Já o gerente de Gestão de Negócios do Senai da Construção, Plínio da Costa Gratão, observou a conclusão do curso como sendo uma oportunidade para que os adolescentes comprovem, mediante atos, que estão dispostos a trabalhar e exercer, de forma regular, uma profissão.
Novos percursos
Em vigor desde 2017, o projeto Medida de Aprendizagem tem mudado a trajetória tradicional de jovens em conflito com a lei, proporcionando uma qualificação que equaciona habilidades técnicas e formação humana, na qual eles têm contato, muitos deles pela primeira vez, com noções de princípios éticos e morais, direitos e deveres perante a sociedade, que são fundamentais para uma reintegração efetiva.
O adolescente J. V. M. S., de 17 anos, está entre os internos certificados no curso Pedreiro de Revestimento, integrado à Aprendizagem Industrial Básica. Antes de chegar à Unei Dom Bosco, ele engrossava as negativas estatísticas do número de jovens que pertencem a famílias de baixa renda, abandonam os estudos e passam a ser explorados em atividades ilícitas. Há 18 meses no regime de internação, ele espera com diploma em mãos ampliar suas perspectivas e trilhar um futuro próspero. “Nesta jornada, aprendemos não apenas as técnicas de construção, mas a importância do trabalho em equipe. Eu quero ser uma pessoa diferente e que este seja o início de uma carreira cheia de realizações”, idealizou.
Também aos 17 anos, o formando K. B. L. anseia um recomeço distante do tráfico de entorpecentes e do envolvimento com outras atividades ilícitas. “Com este curso, aprendi a assentar piso, rejuntar, fazer cálculos. O uso de drogas me levou para o mundo do crime e, agora, eu quero arrumar um serviço para ajudar nas despesas de casa”, disse. Expectativas que foram recebidas com entusiasmo pela mãe do adolescente e de outras quatro crianças, a auxiliar de limpeza A. R. A., 33 anos. “Ele poderá trabalhar, ter esperança de uma profissão quando sair da unidade. Gostou tanto do curso que ficou triste quando acabou”, recorda.
Segundo o instrutor e engenheiro civil Wenderson Matricardi Rodrigues, o curso Pedreiro de Revestimento teve uma duração aproximada de oito meses, sendo ministrado pela Faculdade Senai de Construção dentro da unidade de internação. Os participantes foram capacitados para atuar na construção de alvenarias, com e sem função estrutural, utilizando ferramentas e seguindo todas as normas e os procedimentos técnicos, ambientais e de segurança exigidos pelo mercado de trabalho.

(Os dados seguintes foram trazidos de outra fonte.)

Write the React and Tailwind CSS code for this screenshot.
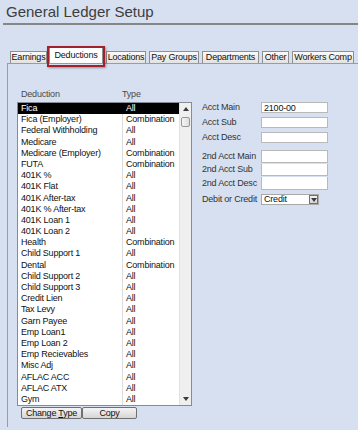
import React from "react";

const deductions = [
	["Fica", "All"],
	["Fica (Employer)", "Combination"],
	["Federal Withholding", "All"],
	["Medicare", "All"],
	["Medicare (Employer)", "Combination"],
	["FUTA", "Combination"],
	["401K %", "All"],
	["401K Flat", "All"],
	["401K After-tax", "All"],
	["401K % After-tax", "All"],
	["401K Loan 1", "All"],
	["401K Loan 2", "All"],
	["Health", "Combination"],
	["Child Support 1", "All"],
	["Dental", "Combination"],
	["Child Support 2", "All"],
	["Child Support 3", "All"],
	["Credit Lien", "All"],
	["Tax Levy", "All"],
	["Garn Payee", "All"],
	["Emp Loan1", "All"],
	["Emp Loan 2", "All"],
	["Emp Recievables", "All"],
	["Misc Adj", "All"],
	["AFLAC ACC", "All"],
	["AFLAC ATX", "All"],
	["Gym", "All"],
];

const tabs = [
	{ label: "Earnings", cls: "ml-[10px] w-[37px]" },
	{ label: "Deductions", cls: "ml-[2px] w-[54px]", selected: true },
	{ label: "Locations", cls: "ml-[3px] w-[40px]" },
	{ label: "Pay Groups", cls: "ml-[3px] w-[50px]" },
	{ label: "Departments", cls: "ml-[3px] w-[57px]" },
	{ label: "Other", cls: "ml-[3px] w-[27px]" },
	{ label: "Workers Comp", cls: "ml-[3px] w-[62px]" },
];

const Arrow = ({ up }) => (
	<svg width="6" height="4" viewBox="0 0 6 4">
		<path d={up ? "M0 4 L3 0 L6 4 Z" : "M0 0 L6 0 L3 4 Z"} fill="#3c3c3c" />
	</svg>
);

const Field = ({ label, value, cls = "" }) => (
	<div className="flex items-center">
		<span className="w-[59px] text-[#333]">{label}</span>
		<div className={`w-[67px] bg-white border border-[#b9b9b9] pl-[2px] leading-[10px] ${cls}`}>
			{value}
		</div>
	</div>
);

const App = () => {
	return (
		<div className="w-[364px] h-[432px] bg-white">
			<div className="w-[358px] h-[430px] bg-[#d6e0f0] overflow-hidden font-['Liberation_Sans',Arial,sans-serif] text-[9px] tracking-[-0.2px] text-[#111]">
				<div className="pl-[6px] pt-[3px] text-[15px] leading-[18px] tracking-normal text-[#3d3d3d]">
					General Ledger Setup
				</div>
				<div className="ml-[3px] mt-[2px] h-[2px] bg-[#868686]" />

				{/* tab strip */}
				<div className="mt-[22px] h-[16px] flex items-end">
					{tabs.map((tab) =>
						tab.selected ? (
							<div
								key={tab.label}
								className={`relative h-[16px] bg-white border border-b-0 border-[#8f8f8f] flex items-center justify-center ${tab.cls}`}
							>
								{tab.label}
								<span className="absolute left-[-3px] right-[-3px] top-[-2px] bottom-[-4px] border-[2.5px] border-[#a1222a] shadow-[1px_1px_2px_rgba(0,0,0,0.35)]" />
							</div>
						) : (
							<div
								key={tab.label}
								className={`h-[12px] bg-gradient-to-b from-[#fafafa] to-[#e2e2e2] border border-b-0 border-[#8f8f8f] flex items-center justify-center ${tab.cls}`}
							>
								{tab.label}
							</div>
						)
					)}
				</div>

				{/* panel */}
				<div className="ml-[7px] h-[364px] border-l border-t border-[#9c9c9c] flex">
					<div className="ml-[9px] pt-[25px] w-[175px]">
						<div className="flex leading-[10px] text-[#4a4a4a]">
							<span className="pl-[4px] w-[105px]">Deduction</span>
							<span>Type</span>
						</div>
						<div className="mt-[3px] border border-[#868b94] bg-white flex">
							<div className="flex-1">
								{deductions.map(([name, type], i) => (
									<div
										key={name}
										className={`h-[11.2px] leading-[11.2px] flex whitespace-nowrap ${
											i === 0 ? "bg-black text-white" : ""
										}`}
									>
										<span className="w-[104px] pl-[3px]">{name}</span>
										<span
											className={`flex-1 pl-[3px] border-l ${
												i === 0 ? "border-black" : "border-[#dcdcdc]"
											}`}
										>
											{type}
										</span>
									</div>
								))}
							</div>
							<div className="w-[12px] bg-[#efefef] border-l border-[#e2e2e2] flex flex-col">
								<div className="h-[12px] flex items-center justify-center">
									<Arrow up />
								</div>
								<div className="mt-[2px] mx-[1px] h-[10px] rounded-[2px] border border-[#979797] bg-gradient-to-r from-[#f6f6f6] to-[#dedede]" />
								<div className="flex-1" />
								<div className="h-[12px] flex items-center justify-center">
									<Arrow />
								</div>
							</div>
						</div>
						<div className="mt-[1px] ml-[4px] flex">
							<button className="w-[61px] h-[12px] leading-[10px] rounded-[2px] border border-[#707070] bg-gradient-to-b from-[#f4f4f4] to-[#d6d6d6]">
								Change <span className="underline">T</span>ype
							</button>
							<button className="w-[55px] h-[12px] leading-[10px] rounded-[2px] border border-[#707070] bg-gradient-to-b from-[#f4f4f4] to-[#d6d6d6]">
								Copy
							</button>
						</div>
					</div>

					<div className="ml-[10px] pt-[37px] flex flex-col">
						<div className="flex flex-col gap-[1.5px]">
							<Field label="Acct Main" value="2100-00" cls="h-[11px]" />
							<Field label="Acct Sub" cls="h-[11px]" />
							<Field label="Acct Desc" cls="h-[11px]" />
						</div>
						<div className="mt-[5px] flex flex-col">
							<Field label="2nd Acct Main" cls="h-[12.5px]" />
							<Field label="2nd Acct Sub" cls="h-[12.5px] border-t-0" />
							<Field label="2nd Acct Desc" cls="h-[12.5px] border-t-0" />
						</div>
						<div className="mt-[3px] flex items-center">
							<span className="w-[59px] text-[#333]">Debit or Credit</span>
							<div className="w-[58px] h-[11px] bg-white border border-[#a9a9a9] flex items-center">
								<span className="flex-1 pl-[2px] leading-[9px]">Credit</span>
								<div className="w-[9px] h-[9px] border border-[#6f6f6f] bg-gradient-to-b from-[#f4f4f4] to-[#d4d4d4] flex items-center justify-center">
									<Arrow />
								</div>
							</div>
						</div>
					</div>
				</div>
			</div>
		</div>
	);
};

export default App;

“Esse curso oferece amparo sobre como funciona o canteiro de obras, com disciplinas de fundações, estruturas, segurança do Trabalho, revestimentos cerâmicos e tecnologias atuais no ramo da construção civil”, detalhou Rodrigues.
Implementado desde 2018, o projeto Medida de Aprendizagem, resultado de uma parceria entre MPT, Governo de Mato Grosso do Sul, Tribunal de Justiça, Defensoria Pública e Senai, já qualificou mais de cem jovens em cumprimento de medidas socioeducativas, com cursos estruturados em diferentes áreas do mercado de trabalho, nas Unidades Educacionais de Internação em Campo Grande, Dourados e Ponta Porã.
Além de proporcionar conhecimento para o exercício de um ofício e possibilitar o rompimento de ciclos de reincidência em atos infracionais, durante os cursos os adolescentes tiveram contrato de trabalho registrado em carteira e receberão salário mínimo hora, férias, 13º salário proporcional ao período do curso, bem como outros direitos sociais – descanso semanal remunerado e recolhimentos previdenciários e do Fundo de Garantia do Tempo de Serviço (este fixado em 2%). Os valores ficam depositados em uma conta judicial, sendo resgatados após a saída da unidade de internação.